**Exercise objective:**
Retype the opening lines of the listing below, ending with the line that contains "const items = ['John', 'Joe'];", and leave out any pictures.

**Data for this task:**
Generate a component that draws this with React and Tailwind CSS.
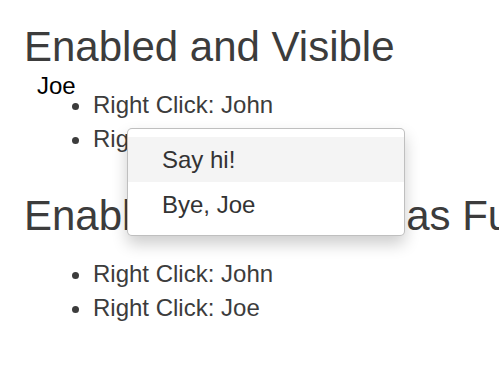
const items = ['John', 'Joe'];

function Section({ title, first }) {
  return (
    <section>
      <h2
        className={`text-[42px] leading-[46px] font-normal whitespace-nowrap mb-[18px] ${
          first ? 'mt-6' : 'mt-[37px]'
        }`}
      >
        {title}
      </h2>
      <ul className="list-disc pl-[69px]">
        {items.map(name => (
          <li key={name} className="leading-[34px]">
            Right Click: {name}
          </li>
        ))}
      </ul>
    </section>
  );
}

export default function App() {
  return (
    <div
      className="relative h-screen overflow-hidden bg-white px-6 text-[24px] text-[#3c3c3c]"
      style={{ fontFamily: '"Liberation Sans", Arial, sans-serif' }}
    >
      <Section title="Enabled and Visible" first />
      <Section title="Enabled and Visible as Function" />

      {/* drag label */}
      <div className="absolute left-[37px] top-[74px] leading-6 text-black">Joe</div>

      {/* context menu */}
      <div className="absolute left-[127px] top-[128px] w-[278px] rounded-[5px] border border-black/25 bg-white py-2 text-[#333] shadow-[0_8px_16px_rgba(0,0,0,0.2)]">
        <div className="h-[45px] flex items-center pl-[34px] bg-[#f4f4f4]">Say hi!</div>
        <div className="h-[45px] flex items-center pl-[34px]">Bye, Joe</div>
      </div>
    </div>
  );
}
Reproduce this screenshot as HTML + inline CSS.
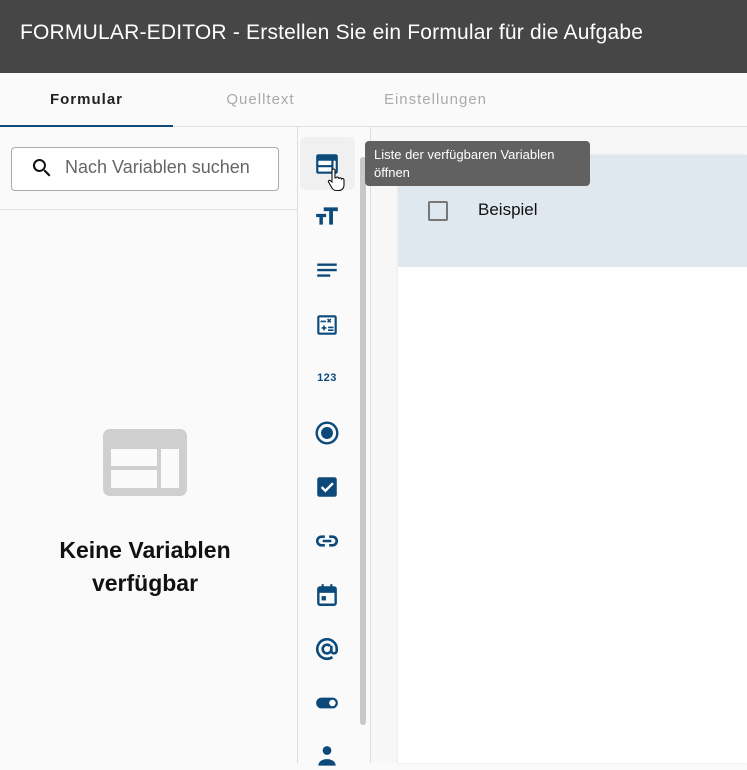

**Written reply:**
Generate a component that draws this with React and Tailwind CSS.
const items = ['John', 'Joe'];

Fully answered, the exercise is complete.